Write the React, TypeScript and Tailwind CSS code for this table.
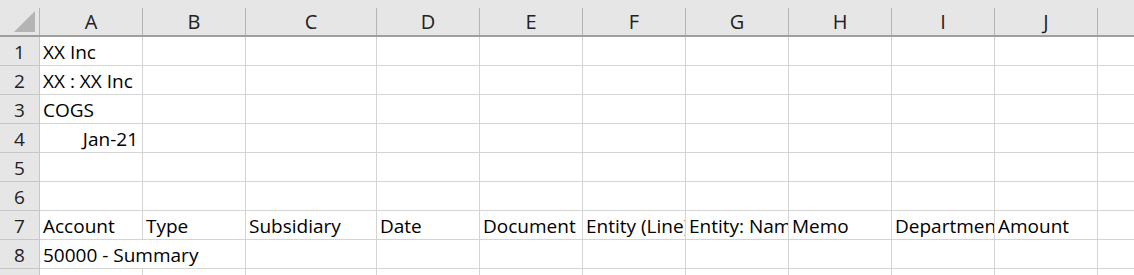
const columns = ["A", "B", "C", "D", "E", "F", "G", "H", "I", "J", "K"];

// row contents keyed by column letter; "right" aligns like a date value
type Cell = { text: string; right?: boolean; span?: number };
const rows: Record<number, Record<string, Cell>> = {
  1: { A: { text: "XX Inc" } },
  2: { A: { text: "XX : XX Inc" } },
  3: { A: { text: "COGS" } },
  4: { A: { text: "Jan-21", right: true } },
  5: {},
  6: {},
  7: {
    A: { text: "Account" },
    B: { text: "Type" },
    C: { text: "Subsidiary" },
    D: { text: "Date" },
    E: { text: "Document" },
    F: { text: "Entity (Line)" },
    G: { text: "Entity: Name" },
    H: { text: "Memo" },
    I: { text: "Department" },
    J: { text: "Amount" },
  },
  8: { A: { text: "50000 - Summary", span: 2 } },
  9: {},
};

const font = { fontFamily: '"Open Sans", "Noto Sans", sans-serif' };

function Corner() {
  return (
    <div className="flex h-[37px] flex-col border-b-2 border-[#9f9f9f] bg-[#e6e6e6]">
      <div className="mt-2 flex flex-1 items-center justify-end border-r border-[#b5b5b5] pr-[3px]">
        <svg width="22" height="22" viewBox="0 0 22 22">
          <polygon points="21,0 21,21 0,21" fill="#b4b4b4" />
        </svg>
      </div>
    </div>
  );
}

function ColHeader({ label }: { label: string }) {
  return (
    <div className="flex h-[37px] flex-col border-b-2 border-[#9f9f9f] bg-[#e6e6e6]">
      <div className="mt-2 flex flex-1 items-end justify-center border-r border-[#b5b5b5] pb-[3px] text-[20px] leading-none text-[#222]">
        {label}
      </div>
    </div>
  );
}

export default function App() {
  const rowNums = Object.keys(rows).map(Number);

  return (
    <div className="h-[275px] w-[1134px] overflow-hidden bg-white" style={font}>
      <div className="grid w-max grid-cols-[40px_103px_103px_131px_103px_103px_103px_103px_103px_103px_103px_103px]">
        <Corner />
        {columns.map((c) => (
          <ColHeader key={c} label={c} />
        ))}

        {rowNums.map((n) => {
          const cells: React.ReactNode[] = [];
          let skip = 0;
          columns.forEach((c) => {
            if (skip > 0) {
              skip--;
              return;
            }
            const cell = rows[n][c];
            if (cell?.span) skip = cell.span - 1;
            cells.push(
              <div
                key={`${n}-${c}`}
                className={`flex h-[29px] items-end overflow-hidden whitespace-nowrap border-r border-b border-[#d4d4d4] pb-[3px] text-[19px] leading-none text-black ${
                  cell?.right ? "justify-end pr-[4px]" : "pl-[3px]"
                } ${cell?.span === 2 ? "col-span-2" : ""}`}
              >
                {cell?.text ?? ""}
              </div>
            );
          });
          return [
            <div
              key={`h-${n}`}
              className="flex h-[29px] items-end justify-center border-r border-b border-[#c6c6c6] bg-[#e6e6e6] pb-[3px] text-[19px] leading-none text-[#222]"
            >
              {n < 9 ? n : ""}
            </div>,
            ...cells,
          ];
        })}
      </div>
    </div>
  );
}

--------------------

**Short problem**
Copy every line above word for word and exclude the pictures.

**Problem solution**
Write the React, TypeScript and Tailwind CSS code for this table.
const columns = ["A", "B", "C", "D", "E", "F", "G", "H", "I", "J", "K"];

// row contents keyed by column letter; "right" aligns like a date value
type Cell = { text: string; right?: boolean; span?: number };
const rows: Record<number, Record<string, Cell>> = {
  1: { A: { text: "XX Inc" } },
  2: { A: { text: "XX : XX Inc" } },
  3: { A: { text: "COGS" } },
  4: { A: { text: "Jan-21", right: true } },
  5: {},
  6: {},
  7: {
    A: { text: "Account" },
    B: { text: "Type" },
    C: { text: "Subsidiary" },
    D: { text: "Date" },
    E: { text: "Document" },
    F: { text: "Entity (Line)" },
    G: { text: "Entity: Name" },
    H: { text: "Memo" },
    I: { text: "Department" },
    J: { text: "Amount" },
  },
  8: { A: { text: "50000 - Summary", span: 2 } },
  9: {},
};

const font = { fontFamily: '"Open Sans", "Noto Sans", sans-serif' };

function Corner() {
  return (
    <div className="flex h-[37px] flex-col border-b-2 border-[#9f9f9f] bg-[#e6e6e6]">
      <div className="mt-2 flex flex-1 items-center justify-end border-r border-[#b5b5b5] pr-[3px]">
        <svg width="22" height="22" viewBox="0 0 22 22">
          <polygon points="21,0 21,21 0,21" fill="#b4b4b4" />
        </svg>
      </div>
    </div>
  );
}

function ColHeader({ label }: { label: string }) {
  return (
    <div className="flex h-[37px] flex-col border-b-2 border-[#9f9f9f] bg-[#e6e6e6]">
      <div className="mt-2 flex flex-1 items-end justify-center border-r border-[#b5b5b5] pb-[3px] text-[20px] leading-none text-[#222]">
        {label}
      </div>
    </div>
  );
}

export default function App() {
  const rowNums = Object.keys(rows).map(Number);

  return (
    <div className="h-[275px] w-[1134px] overflow-hidden bg-white" style={font}>
      <div className="grid w-max grid-cols-[40px_103px_103px_131px_103px_103px_103px_103px_103px_103px_103px_103px]">
        <Corner />
        {columns.map((c) => (
          <ColHeader key={c} label={c} />
        ))}

        {rowNums.map((n) => {
          const cells: React.ReactNode[] = [];
          let skip = 0;
          columns.forEach((c) => {
            if (skip > 0) {
              skip--;
              return;
            }
            const cell = rows[n][c];
            if (cell?.span) skip = cell.span - 1;
            cells.push(
              <div
                key={`${n}-${c}`}
                className={`flex h-[29px] items-end overflow-hidden whitespace-nowrap border-r border-b border-[#d4d4d4] pb-[3px] text-[19px] leading-none text-black ${
                  cell?.right ? "justify-end pr-[4px]" : "pl-[3px]"
                } ${cell?.span === 2 ? "col-span-2" : ""}`}
              >
                {cell?.text ?? ""}
              </div>
            );
          });
          return [
            <div
              key={`h-${n}`}
              className="flex h-[29px] items-end justify-center border-r border-b border-[#c6c6c6] bg-[#e6e6e6] pb-[3px] text-[19px] leading-none text-[#222]"
            >
              {n < 9 ? n : ""}
            </div>,
            ...cells,
          ];
        })}
      </div>
    </div>
  );
}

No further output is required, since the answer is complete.